Des relations sociales fort dégradées
Selon le syndicat CGT de la Vie Ouvrière, si cette situation problématique peut perdurer depuis si longtemps, c’est notamment parce que les relations sociales internes à la société ne sont pas bonnes. La voix des salariés ne serait pas du tout écoutée, pas plus que celle de leur syndicat CGT. Ce dernier rappelle ainsi qu’en décembre 2021, la direction a recouru à un huissier afin d’obtenir de la secrétaire du CSE “l’annulation en justice de la désignation d’un expert en vue de réaliser un droit d’alerte économique” et qu’en avril 2022, la même direction a contesté en justice “la déléguée syndicale désignée par l’UL de Montreuil”. Plus généralement, le dialogue social serait au point mort au sein de la société. “Le PDG utilise, avec un art consommé, toute la panoplie des recettes patronales pour entraver le dialogue social” tonne le syndicat.

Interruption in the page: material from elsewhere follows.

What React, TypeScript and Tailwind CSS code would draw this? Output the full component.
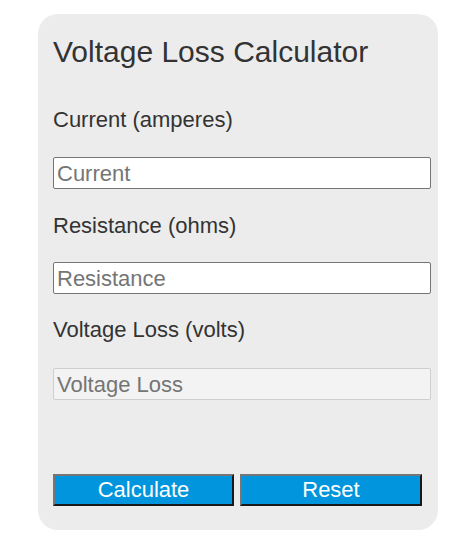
import React, { useState } from "react";

export default function App() {
  const [current, setCurrent] = useState("");
  const [resistance, setResistance] = useState("");
  const [loss, setLoss] = useState("");

  const calculate = () => {
    const i = parseFloat(current);
    const r = parseFloat(resistance);
    if (!isNaN(i) && !isNaN(r)) setLoss(String(i * r));
  };

  const reset = () => {
    setCurrent("");
    setResistance("");
    setLoss("");
  };

  const inputClass =
    "block w-[378px] h-[32px] px-[3px] bg-white border border-[#767676] rounded-[2px] text-[22px] text-[#333] placeholder:text-[#757575] outline-none";

  return (
    <div className="min-h-[550px] bg-white pt-[14px] font-['Liberation_Sans',Arial,sans-serif]">
      <div className="ml-[38px] w-[400px] h-[516px] rounded-[20px] bg-[#ececec] pl-[15px] pt-[21px] text-[#333]">
        <h1 className="text-[30px] leading-[34px] font-normal">Voltage Loss Calculator</h1>

        <label className="block mt-[38px] text-[22px] leading-[26px]">Current (amperes)</label>
        <input
          className={`${inputClass} mt-[24px]`}
          placeholder="Current"
          value={current}
          onChange={(e) => setCurrent(e.target.value)}
        />

        <label className="block mt-[24px] text-[22px] leading-[26px]">Resistance (ohms)</label>
        <input
          className={`${inputClass} mt-[23px]`}
          placeholder="Resistance"
          value={resistance}
          onChange={(e) => setResistance(e.target.value)}
        />

        <label className="block mt-[23px] text-[22px] leading-[26px]">Voltage Loss (volts)</label>
        <input
          className="block w-[378px] h-[32px] px-[3px] mt-[25px] bg-[#f3f3f3] border border-[#cfcfcf] rounded-[2px] text-[22px] text-[#333] placeholder:text-[#757575] outline-none"
          placeholder="Voltage Loss"
          value={loss}
          readOnly
        />

        <div className="flex gap-[6px] mt-[74px]">
          <button
            onClick={calculate}
            className="w-[181px] h-[32px] bg-[#0095dc] text-white text-[22px] leading-none border-2 border-t-[#767676] border-l-[#767676] border-b-[#1a1a1a] border-r-[#1a1a1a]"
          >
            Calculate
          </button>
          <button
            onClick={reset}
            className="w-[182px] h-[32px] bg-[#0095dc] text-white text-[22px] leading-none border-2 border-t-[#767676] border-l-[#767676] border-b-[#1a1a1a] border-r-[#1a1a1a]"
          >
            Reset
          </button>
        </div>
      </div>
    </div>
  );
}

Le PDG, justement, puisque c’est son titre officiel, il s’agit de Jacques Eliez. Depuis le printemps 2021, c’est en effet lui, l’ancien syndicaliste de la RATP, qui est le grand patron de la Nouvelle Société anonyme la Vie Ouvrière. Sa “gouvernance” du groupe serait quelque peu “défaillante” estime le syndicat CGT de la société de presse : à la tête d’un conseil d’administration ne disposant pas des moyens humains pour exercer pleinement ses prérogatives politiques, il règnerait en outre en maître sur le “Codir de cinq membres censé épauler le PDG” mais qui fonctionnerait en réalité comme “un cercle de chefs de service sans prérogatives”. Ce mode de gouvernance, s’il devait effectivement correspondre à celui en vigueur au sein de la Vie Ouvrière, ne serait, certes, guère surprenant, rappelant par exemple celui mis en œuvre par Philippe Martinez à la confédération.
Espérons pour les salariés de la société de presse de la CGT que les changements qui doivent prochainement intervenir à la tête de l’organisation contribueront à leur permettre de travailler dans des conditions matérielles et morales plus sereines.